When assessing the results of our meta-analysis, there are additional considerations to make. Most of the data used in the current meta-analysis came from hospitals where the surgeons were skilled in doing DATHA. Generally, the surgeon’s training level conducting DATHA affects the likelihood of problems [32]. Although the included studies did not discuss the benefits of fluoroscopy for surgeons with less experience or surgeons in lower-volume hospitals, this group of surgeons is expected to benefit more from intraoperative fluoroscopy. However, there are also potential disadvantages related to its use, including the extra time required to get the images, higher costs, radiation exposure for both the patient and surgical team, and some worry that the sterile fluoroscopy arm covering may become contaminated during the operation [33,34,35,36,37,38]. If the patient benefits from these drawbacks, these disadvantages may be acceptable.

Although many surgeons have used the so-called safe zone as their paradigm, recent research has called into question this idea [39], with the revelation that dislocation is more complex than simply taking into account acetabular component angulation characteristics [40]. Because cementless components are comprised of materials that have different levels of radio-opacity, measuring anteversion with intraoperative fluoroscopy can be difficult and inaccurate. Particularly in these situations, determining the proper posture could be best guided by markers from the local anatomy. We should also consider the acetabular cup’s orientation to the specific patient conditions, including hip-spine pathology, spinal stiffness, or a defective anterior wall [41].

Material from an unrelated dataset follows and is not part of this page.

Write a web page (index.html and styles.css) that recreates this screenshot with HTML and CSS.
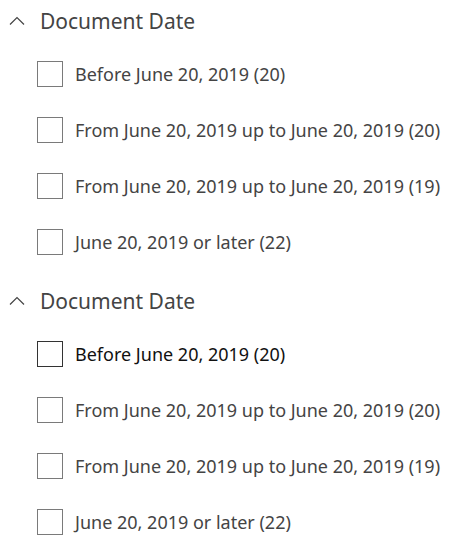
FILE: index.html
```html
<!DOCTYPE html>
<html>
<head>
<meta charset="utf-8">
<link rel="stylesheet" href="styles.css">
</head>
<body>
<div class="panel">
  <section class="group">
    <div class="header">
      <svg class="chev" width="16" height="10" viewBox="0 0 16 10"><polyline points="1,8.5 8,1.5 15,8.5" fill="none" stroke="#444" stroke-width="1.2"/></svg>
      <span class="title">Document Date</span>
    </div>
    <ul class="list">
      <li class="item"><span class="box"></span><span class="label">Before June 20, 2019 (20)</span></li>
      <li class="item"><span class="box"></span><span class="label">From June 20, 2019 up to June 20, 2019 (20)</span></li>
      <li class="item"><span class="box"></span><span class="label">From June 20, 2019 up to June 20, 2019 (19)</span></li>
      <li class="item"><span class="box"></span><span class="label">June 20, 2019 or later (22)</span></li>
    </ul>
  </section>
  <section class="group">
    <div class="header">
      <svg class="chev" width="16" height="10" viewBox="0 0 16 10"><polyline points="1,8.5 8,1.5 15,8.5" fill="none" stroke="#444" stroke-width="1.2"/></svg>
      <span class="title">Document Date</span>
    </div>
    <ul class="list">
      <li class="item hover"><span class="box"></span><span class="label">Before June 20, 2019 (20)</span></li>
      <li class="item"><span class="box"></span><span class="label">From June 20, 2019 up to June 20, 2019 (20)</span></li>
      <li class="item"><span class="box"></span><span class="label">From June 20, 2019 up to June 20, 2019 (19)</span></li>
      <li class="item"><span class="box"></span><span class="label">June 20, 2019 or later (22)</span></li>
    </ul>
  </section>
</div>
</body>
</html>
```
FILE: styles.css
```css
html, body {
  margin: 0;
  padding: 0;
  background: #fff;
}
body {
  font-family: "Noto Sans", "Open Sans", sans-serif;
  color: #333;
}
.panel {
  display: flex;
  flex-direction: column;
  gap: 10px;
}
.header {
  height: 42px;
  display: flex;
  align-items: center;
  padding-left: 9px;
}
.chev {
  display: block;
  margin-right: 15px;
  margin-top: -1px;
}
.title {
  font-size: 21px;
  color: #444;
}
.list {
  list-style: none;
  margin: 4px 0 0 0;
  padding: 0 0 0 37px;
}
.item {
  height: 56px;
  display: flex;
  align-items: center;
}
.box {
  width: 24px;
  height: 24px;
  border: 1px solid #7a7a7a;
  flex: none;
  margin-right: 12px;
}
.label {
  font-size: 18px;
  color: #444;
}
.item.hover .box {
  border-color: #333;
}
.item.hover .label {
  color: #111;
}
```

It is important to keep in mind the limitations of the data set while evaluating our results. Firstly, there is a paucity of prospective, comparative studies and randomized controlled trials, which may have reduced the quality of the evidence for this meta-analysis. The results and conclusions need to be confirmed by other prospective randomized trials examining additional clinical indicators, even though we have already included all relevant studies and made an effort to gather more data for this meta-analysis and to evaluate its impact. Secondly, there was an essential variability between the studies with respect to the different variations in the radiographs obtained. Obtaining pelvis radiographs is standardized to center the pubic symphysis over the coccyx and to obtain them standing with a marker ball. However, despite this, there could be slight differences in rotation between radiographs, causing some variability in the radiographic measurements. Thirdly, these studies’ follow-up duration is still short. Studies with longer follow-ups and well-defined groups randomized to DATHA with or without an intraoperative radiograph would provide valuable data for analysis. Fourthly, our meta-analysis purely discusses radiographs findings (inclination and anti-version angles, as well as LLD). We do not analyze the dislocation rate. Because there are many factors associated with dislocation, the position of the prosthesis on imaging is only one of the influencing factors. Despite these limitations, the meta-analysis used the right approach and included some papers that provided information on numerous measurement outcomes from the intraoperative fluoroscopy and no fluoroscopy groups.

Conclusion

Even though intraoperative fluoroscopy was not related to an improvement in cup location or leg-length discrepancy, it should be emphasized that with fewer experienced surgeons, the benefit of intraoperative fluoroscopy might become more obvious. More adequately powered and well-designed long-term follow-up studies were required to determine whether the application of the intraoperative fluoroscopy for direct anterior total hip arthroplasty will have clinical benefits and improve the survival of prostheses.